There have been two playgroups since last I wrote. There have been two weekends undocumented. There have been four canvases/boards primed twice in preparation for painting some Camera Morte. Hubbo and I have been keeping up with the now-almost-done Battlestar Galactica, and have started re-watching Flight of the Conchords, just to have some perspective on this crazy world. Beenie went through a really bad two day biting spree, resulting in Mimi talking non-stop about how Beenie shouldn’t bite her. I’m still furious about it. It still makes me feel like the most inadequate doofus of a mother possible. And I do take it personally, and I must be screwing these girls up somehow. Alas… I am the only mama they have. I may have to muzzle one of my daughters, which is unfortunate, since she is quite articulate and observant.

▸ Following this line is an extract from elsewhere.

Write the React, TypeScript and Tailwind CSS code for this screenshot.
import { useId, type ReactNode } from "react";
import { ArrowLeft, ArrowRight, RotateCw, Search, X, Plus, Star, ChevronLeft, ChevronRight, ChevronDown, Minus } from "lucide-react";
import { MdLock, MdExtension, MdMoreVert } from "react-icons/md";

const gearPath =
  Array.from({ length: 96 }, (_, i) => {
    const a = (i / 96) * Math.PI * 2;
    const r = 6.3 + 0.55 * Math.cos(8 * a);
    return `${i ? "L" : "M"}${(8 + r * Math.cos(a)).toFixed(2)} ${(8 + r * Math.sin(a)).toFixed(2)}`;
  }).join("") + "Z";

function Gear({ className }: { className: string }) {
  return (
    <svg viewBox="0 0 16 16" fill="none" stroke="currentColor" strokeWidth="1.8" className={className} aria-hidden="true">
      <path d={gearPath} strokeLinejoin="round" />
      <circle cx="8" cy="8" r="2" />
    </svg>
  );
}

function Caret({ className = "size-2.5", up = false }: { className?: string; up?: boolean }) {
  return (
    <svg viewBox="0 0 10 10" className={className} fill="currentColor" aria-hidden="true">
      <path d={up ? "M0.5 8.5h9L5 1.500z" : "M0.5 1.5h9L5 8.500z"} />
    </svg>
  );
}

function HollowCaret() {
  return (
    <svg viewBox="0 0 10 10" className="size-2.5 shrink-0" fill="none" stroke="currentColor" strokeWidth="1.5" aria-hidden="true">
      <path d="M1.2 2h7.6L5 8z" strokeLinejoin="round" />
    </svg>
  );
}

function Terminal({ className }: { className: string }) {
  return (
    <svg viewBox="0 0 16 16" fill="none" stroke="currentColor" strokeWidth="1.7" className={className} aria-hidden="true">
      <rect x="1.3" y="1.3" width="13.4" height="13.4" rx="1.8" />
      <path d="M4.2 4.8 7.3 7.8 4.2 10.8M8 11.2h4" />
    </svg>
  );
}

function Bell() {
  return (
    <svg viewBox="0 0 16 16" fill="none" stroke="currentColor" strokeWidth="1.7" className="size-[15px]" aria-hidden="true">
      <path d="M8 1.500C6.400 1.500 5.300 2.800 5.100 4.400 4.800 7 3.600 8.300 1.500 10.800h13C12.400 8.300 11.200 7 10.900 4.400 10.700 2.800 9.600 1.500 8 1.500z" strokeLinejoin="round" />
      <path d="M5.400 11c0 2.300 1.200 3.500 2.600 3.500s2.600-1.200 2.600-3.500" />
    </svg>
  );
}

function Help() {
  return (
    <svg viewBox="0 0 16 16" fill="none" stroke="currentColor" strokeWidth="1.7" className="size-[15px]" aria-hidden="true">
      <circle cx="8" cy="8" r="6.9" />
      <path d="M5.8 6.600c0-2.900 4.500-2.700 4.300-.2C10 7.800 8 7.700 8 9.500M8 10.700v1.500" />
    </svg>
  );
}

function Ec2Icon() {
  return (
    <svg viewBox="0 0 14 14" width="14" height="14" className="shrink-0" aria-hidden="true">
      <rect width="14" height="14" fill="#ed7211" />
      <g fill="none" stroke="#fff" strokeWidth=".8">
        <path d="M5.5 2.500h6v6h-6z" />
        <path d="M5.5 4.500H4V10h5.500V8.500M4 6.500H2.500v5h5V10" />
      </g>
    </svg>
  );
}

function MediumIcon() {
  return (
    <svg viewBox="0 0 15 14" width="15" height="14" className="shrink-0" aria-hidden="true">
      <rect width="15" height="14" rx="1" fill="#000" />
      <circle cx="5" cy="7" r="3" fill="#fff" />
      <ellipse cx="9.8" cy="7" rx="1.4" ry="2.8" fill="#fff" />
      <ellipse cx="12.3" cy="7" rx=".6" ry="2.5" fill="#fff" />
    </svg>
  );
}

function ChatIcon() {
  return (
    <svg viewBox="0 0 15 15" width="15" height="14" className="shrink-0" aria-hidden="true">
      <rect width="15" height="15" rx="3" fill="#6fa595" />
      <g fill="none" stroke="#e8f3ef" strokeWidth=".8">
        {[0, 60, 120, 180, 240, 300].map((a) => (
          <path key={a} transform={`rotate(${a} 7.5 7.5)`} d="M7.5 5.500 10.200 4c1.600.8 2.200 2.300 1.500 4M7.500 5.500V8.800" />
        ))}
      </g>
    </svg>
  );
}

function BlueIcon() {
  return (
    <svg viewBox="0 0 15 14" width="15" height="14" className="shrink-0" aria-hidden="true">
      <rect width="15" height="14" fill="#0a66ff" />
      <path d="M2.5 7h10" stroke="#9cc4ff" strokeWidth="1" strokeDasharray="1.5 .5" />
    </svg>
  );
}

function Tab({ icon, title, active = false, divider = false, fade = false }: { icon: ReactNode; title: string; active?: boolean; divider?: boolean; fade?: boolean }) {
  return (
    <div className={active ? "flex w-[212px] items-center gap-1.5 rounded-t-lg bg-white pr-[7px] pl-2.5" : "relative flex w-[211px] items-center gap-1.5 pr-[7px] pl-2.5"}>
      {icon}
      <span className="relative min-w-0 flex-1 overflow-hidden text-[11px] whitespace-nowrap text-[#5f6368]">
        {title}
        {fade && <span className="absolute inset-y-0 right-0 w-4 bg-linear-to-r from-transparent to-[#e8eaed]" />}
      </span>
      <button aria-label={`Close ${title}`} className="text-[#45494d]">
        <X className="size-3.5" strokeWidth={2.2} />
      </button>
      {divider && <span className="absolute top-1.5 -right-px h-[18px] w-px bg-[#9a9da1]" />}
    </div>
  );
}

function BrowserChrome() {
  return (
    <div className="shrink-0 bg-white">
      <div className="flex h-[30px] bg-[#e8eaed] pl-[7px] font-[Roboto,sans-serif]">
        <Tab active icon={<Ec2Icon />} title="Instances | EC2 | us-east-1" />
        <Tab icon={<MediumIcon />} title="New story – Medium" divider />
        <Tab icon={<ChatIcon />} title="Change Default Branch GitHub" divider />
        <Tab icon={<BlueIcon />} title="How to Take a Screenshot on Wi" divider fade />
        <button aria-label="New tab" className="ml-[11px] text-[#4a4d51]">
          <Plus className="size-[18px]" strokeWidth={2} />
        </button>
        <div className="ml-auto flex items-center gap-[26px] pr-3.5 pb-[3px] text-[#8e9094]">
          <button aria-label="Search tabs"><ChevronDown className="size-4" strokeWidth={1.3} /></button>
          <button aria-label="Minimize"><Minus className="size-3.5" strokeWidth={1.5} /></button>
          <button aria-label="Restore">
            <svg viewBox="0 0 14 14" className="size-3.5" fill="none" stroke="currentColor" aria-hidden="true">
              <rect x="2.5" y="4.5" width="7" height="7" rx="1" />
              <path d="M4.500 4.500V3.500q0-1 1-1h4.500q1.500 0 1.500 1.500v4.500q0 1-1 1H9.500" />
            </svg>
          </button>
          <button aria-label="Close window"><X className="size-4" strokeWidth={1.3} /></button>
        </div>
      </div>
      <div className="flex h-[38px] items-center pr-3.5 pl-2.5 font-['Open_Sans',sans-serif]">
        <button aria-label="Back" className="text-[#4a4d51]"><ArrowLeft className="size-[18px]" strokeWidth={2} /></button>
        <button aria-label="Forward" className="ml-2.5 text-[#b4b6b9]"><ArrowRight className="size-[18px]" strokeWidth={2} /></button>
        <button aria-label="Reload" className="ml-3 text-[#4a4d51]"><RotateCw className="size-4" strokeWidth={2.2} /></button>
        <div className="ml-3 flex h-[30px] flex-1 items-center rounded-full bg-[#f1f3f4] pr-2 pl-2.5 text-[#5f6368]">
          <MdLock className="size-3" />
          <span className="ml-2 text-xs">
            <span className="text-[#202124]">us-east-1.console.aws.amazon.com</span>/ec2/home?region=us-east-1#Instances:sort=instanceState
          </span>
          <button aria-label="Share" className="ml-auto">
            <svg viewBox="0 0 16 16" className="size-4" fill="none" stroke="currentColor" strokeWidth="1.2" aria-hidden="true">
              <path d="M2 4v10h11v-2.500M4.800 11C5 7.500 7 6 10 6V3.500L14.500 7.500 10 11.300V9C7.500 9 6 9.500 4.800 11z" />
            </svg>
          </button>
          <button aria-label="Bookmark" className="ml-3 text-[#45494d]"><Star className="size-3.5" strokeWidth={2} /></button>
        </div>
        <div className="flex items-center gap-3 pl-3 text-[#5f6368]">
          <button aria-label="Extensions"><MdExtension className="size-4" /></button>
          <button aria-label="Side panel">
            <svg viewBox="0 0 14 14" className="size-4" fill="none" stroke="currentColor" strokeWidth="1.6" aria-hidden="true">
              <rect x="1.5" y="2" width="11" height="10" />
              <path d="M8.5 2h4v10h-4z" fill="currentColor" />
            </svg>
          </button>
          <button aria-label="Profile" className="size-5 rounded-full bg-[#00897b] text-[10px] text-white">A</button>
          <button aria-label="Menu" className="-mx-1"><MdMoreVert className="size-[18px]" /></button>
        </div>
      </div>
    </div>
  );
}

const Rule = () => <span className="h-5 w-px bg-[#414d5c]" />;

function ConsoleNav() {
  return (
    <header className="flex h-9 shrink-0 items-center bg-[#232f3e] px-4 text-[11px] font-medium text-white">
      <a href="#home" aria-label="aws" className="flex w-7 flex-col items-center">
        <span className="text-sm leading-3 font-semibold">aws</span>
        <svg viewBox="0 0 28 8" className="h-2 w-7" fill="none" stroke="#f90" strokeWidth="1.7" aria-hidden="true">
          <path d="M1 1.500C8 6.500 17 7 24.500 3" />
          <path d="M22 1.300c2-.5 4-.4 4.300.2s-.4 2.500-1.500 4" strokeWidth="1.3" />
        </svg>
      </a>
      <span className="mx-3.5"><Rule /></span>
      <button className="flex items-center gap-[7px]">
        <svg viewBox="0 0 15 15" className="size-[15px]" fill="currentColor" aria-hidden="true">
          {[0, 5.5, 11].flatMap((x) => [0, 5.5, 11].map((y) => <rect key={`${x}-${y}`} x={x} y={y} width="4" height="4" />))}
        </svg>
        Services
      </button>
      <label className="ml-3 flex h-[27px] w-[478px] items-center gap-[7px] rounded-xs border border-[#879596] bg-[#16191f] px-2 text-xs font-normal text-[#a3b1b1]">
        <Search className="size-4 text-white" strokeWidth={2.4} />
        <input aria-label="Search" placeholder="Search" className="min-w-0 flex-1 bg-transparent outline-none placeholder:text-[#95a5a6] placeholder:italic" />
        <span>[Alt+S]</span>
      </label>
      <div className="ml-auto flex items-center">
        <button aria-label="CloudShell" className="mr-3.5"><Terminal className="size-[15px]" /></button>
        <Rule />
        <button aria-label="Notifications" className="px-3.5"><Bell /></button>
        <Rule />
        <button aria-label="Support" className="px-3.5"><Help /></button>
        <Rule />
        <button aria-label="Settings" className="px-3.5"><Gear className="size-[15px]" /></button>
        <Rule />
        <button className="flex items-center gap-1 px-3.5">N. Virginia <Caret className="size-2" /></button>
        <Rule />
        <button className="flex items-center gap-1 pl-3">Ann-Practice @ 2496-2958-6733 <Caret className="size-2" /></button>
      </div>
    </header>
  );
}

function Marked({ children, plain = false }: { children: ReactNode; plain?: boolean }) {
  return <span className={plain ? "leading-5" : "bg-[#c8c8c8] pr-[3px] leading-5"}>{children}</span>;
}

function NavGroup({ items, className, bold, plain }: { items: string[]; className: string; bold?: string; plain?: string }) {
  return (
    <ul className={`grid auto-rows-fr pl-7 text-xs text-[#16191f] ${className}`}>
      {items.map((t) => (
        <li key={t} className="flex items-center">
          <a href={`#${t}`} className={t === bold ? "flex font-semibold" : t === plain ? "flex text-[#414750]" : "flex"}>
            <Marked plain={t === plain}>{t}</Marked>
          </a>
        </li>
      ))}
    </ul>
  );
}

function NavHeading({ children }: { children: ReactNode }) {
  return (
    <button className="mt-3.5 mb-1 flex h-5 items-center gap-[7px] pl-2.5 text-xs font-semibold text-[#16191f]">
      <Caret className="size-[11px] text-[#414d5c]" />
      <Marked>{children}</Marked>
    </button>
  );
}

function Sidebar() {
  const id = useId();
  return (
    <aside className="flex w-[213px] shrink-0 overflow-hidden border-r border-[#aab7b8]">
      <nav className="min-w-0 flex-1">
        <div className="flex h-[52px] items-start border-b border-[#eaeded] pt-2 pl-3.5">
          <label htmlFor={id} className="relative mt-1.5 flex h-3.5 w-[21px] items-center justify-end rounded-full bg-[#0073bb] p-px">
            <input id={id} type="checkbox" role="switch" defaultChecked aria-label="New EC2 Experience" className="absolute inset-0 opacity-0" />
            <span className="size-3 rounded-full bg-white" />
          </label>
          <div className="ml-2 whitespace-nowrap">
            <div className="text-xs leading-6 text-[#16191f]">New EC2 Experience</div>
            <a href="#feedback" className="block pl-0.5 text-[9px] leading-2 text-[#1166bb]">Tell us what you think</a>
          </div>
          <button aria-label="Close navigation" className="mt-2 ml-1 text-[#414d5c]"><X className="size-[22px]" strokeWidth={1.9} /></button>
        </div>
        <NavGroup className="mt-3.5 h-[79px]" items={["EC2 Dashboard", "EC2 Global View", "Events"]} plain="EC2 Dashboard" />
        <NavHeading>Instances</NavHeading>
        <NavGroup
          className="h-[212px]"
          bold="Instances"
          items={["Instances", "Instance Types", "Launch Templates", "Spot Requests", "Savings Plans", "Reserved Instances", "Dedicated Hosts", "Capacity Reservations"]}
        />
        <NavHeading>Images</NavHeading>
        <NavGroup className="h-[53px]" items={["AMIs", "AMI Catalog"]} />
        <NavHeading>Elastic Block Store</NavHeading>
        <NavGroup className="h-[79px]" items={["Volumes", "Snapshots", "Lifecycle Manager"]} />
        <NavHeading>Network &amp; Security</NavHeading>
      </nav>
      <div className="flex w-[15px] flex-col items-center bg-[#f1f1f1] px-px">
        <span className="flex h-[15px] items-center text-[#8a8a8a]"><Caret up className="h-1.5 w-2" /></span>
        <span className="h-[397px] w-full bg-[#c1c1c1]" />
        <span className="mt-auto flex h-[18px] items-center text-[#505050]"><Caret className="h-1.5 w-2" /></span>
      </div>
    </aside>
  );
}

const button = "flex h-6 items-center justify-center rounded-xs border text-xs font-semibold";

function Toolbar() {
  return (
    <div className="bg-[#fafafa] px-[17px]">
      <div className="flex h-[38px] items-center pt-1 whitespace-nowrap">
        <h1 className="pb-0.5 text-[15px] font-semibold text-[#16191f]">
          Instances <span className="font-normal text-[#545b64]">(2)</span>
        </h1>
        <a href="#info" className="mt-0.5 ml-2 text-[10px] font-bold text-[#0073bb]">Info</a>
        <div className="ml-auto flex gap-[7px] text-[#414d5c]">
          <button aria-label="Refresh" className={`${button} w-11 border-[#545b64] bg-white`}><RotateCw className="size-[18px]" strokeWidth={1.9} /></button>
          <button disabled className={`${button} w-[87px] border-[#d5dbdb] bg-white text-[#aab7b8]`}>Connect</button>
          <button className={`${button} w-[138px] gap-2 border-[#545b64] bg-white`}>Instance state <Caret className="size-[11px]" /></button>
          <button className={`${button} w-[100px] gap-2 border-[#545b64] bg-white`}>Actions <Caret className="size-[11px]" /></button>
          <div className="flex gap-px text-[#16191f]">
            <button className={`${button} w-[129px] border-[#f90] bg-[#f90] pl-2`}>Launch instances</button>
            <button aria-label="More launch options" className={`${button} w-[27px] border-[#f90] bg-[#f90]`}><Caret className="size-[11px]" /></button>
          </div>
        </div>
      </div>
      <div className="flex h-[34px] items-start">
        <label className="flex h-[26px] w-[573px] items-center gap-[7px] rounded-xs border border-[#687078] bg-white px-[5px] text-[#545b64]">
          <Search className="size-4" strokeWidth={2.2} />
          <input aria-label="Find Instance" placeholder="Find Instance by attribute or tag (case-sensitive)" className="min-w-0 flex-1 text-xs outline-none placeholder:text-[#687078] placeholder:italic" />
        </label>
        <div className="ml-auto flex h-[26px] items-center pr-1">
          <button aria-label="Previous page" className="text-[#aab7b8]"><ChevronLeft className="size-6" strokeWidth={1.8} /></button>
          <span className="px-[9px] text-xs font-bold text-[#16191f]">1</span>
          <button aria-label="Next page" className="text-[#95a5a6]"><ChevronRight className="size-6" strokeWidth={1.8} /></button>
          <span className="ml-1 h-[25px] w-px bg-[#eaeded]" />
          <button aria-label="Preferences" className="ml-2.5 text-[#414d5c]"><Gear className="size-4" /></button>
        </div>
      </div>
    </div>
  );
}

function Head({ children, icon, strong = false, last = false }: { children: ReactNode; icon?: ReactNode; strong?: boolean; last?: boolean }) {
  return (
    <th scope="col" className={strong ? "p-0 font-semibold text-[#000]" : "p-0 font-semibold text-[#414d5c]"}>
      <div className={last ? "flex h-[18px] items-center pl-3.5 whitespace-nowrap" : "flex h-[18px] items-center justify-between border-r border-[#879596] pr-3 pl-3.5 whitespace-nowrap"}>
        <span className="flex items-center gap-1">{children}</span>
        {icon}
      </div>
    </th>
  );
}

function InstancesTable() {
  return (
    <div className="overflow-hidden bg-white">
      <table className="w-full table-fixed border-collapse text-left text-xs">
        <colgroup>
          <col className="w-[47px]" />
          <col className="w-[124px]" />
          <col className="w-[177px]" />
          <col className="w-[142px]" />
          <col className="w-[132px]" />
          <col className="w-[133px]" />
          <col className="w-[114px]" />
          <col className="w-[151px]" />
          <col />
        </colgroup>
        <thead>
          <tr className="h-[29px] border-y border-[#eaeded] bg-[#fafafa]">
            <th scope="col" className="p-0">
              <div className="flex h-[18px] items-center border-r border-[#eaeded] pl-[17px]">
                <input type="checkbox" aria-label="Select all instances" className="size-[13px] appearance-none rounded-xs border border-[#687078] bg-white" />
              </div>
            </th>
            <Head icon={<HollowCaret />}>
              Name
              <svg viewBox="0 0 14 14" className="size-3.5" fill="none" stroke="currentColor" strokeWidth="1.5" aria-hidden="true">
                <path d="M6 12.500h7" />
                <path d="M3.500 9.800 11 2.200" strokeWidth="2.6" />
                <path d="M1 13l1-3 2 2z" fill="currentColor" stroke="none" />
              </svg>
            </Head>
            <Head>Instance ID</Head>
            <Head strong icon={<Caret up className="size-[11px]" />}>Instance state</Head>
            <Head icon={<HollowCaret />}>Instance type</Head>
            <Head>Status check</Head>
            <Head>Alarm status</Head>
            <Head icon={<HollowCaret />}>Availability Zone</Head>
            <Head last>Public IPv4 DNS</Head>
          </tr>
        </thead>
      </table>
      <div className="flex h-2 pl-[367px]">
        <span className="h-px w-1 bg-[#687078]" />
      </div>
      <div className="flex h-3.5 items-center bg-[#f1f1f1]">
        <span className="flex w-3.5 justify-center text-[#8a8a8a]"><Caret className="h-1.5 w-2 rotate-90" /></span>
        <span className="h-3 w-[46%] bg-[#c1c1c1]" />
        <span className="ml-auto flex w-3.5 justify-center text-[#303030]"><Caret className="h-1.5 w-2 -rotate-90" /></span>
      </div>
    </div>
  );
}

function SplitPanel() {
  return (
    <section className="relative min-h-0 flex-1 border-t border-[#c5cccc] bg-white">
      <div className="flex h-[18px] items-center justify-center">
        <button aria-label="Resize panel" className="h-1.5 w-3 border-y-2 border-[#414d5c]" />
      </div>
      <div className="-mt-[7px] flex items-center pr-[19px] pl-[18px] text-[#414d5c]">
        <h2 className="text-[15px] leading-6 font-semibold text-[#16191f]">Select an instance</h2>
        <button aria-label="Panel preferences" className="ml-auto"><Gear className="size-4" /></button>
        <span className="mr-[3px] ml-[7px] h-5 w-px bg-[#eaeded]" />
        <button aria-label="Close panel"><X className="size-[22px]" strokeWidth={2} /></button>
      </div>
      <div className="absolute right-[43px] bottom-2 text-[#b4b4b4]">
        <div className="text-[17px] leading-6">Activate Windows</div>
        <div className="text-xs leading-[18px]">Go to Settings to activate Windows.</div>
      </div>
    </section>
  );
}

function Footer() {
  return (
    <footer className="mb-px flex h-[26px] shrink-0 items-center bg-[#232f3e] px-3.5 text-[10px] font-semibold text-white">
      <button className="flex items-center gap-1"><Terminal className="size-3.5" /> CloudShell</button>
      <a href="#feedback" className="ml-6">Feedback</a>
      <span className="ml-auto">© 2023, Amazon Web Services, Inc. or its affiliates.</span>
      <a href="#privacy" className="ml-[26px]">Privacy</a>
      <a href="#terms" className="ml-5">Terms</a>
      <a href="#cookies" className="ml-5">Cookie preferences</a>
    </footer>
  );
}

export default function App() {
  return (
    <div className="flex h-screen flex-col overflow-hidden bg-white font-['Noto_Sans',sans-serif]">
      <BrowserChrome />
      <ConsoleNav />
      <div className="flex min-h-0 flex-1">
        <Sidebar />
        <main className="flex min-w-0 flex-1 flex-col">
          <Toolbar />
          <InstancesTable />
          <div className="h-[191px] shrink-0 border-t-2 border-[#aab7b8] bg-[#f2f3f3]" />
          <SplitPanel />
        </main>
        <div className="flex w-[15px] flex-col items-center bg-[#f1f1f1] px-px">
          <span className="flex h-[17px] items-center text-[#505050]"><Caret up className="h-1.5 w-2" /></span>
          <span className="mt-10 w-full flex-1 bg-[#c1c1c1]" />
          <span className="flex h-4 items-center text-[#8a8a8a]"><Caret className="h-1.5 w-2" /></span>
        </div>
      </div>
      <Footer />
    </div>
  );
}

I’d be doing it for the safety of the population, however. Does someone sell toddler muzzles? Maybe I should read yet more about biting. I fucking HATE biting.
This morning after a Maisy Mouse bender, the girls and I took a stroll around the neighborhood. I have to say that I have never taken them out un-trapped in their stroller just to walk around the hood before. Not by myself. Hubbo has done it a few times, but I have hesitated until around noon today. I still have vivid visions of each of them, individually running into the street from behind parked cars, both almost getting hit by a moving vehicle. Today, however, I was impressed with their restraint. I only had to yell at Mimi once, and she’s kind of the loose canon. She did not slow down or respond to me when I told her to stop, then I had to yell it, then I had to yell at her. Meanwhile, Beenie was standing at the other end of the alley we were walking in. Which could have also been a disaster if a car took a quick turn into it. Some days I could do without the keeping two children alive responsibility. It is heavy, man.
Our stroll brought us to a bright red Cardinal, dead on the concrete. There is a big part of me that is an observer first, responder second. I had to explain to the girls as I was driven to photograph the dead bird, that this bird probably flew into the fence and died quickly, that it was dead and that was that. We were not to touch said dead bird. It died quickly I said. Mimi reiterated that we were not to touch it, and Beenie commented that its tummy hurt. I responded that yes, the tummy hurt, and probably the rest of it, too. Not sure the death thing really rings true for two 2.5 year-olds. Hell, I didn’t really start to comprehend death till I hit my late 30’s. And my response was to reproduce. Duplicate.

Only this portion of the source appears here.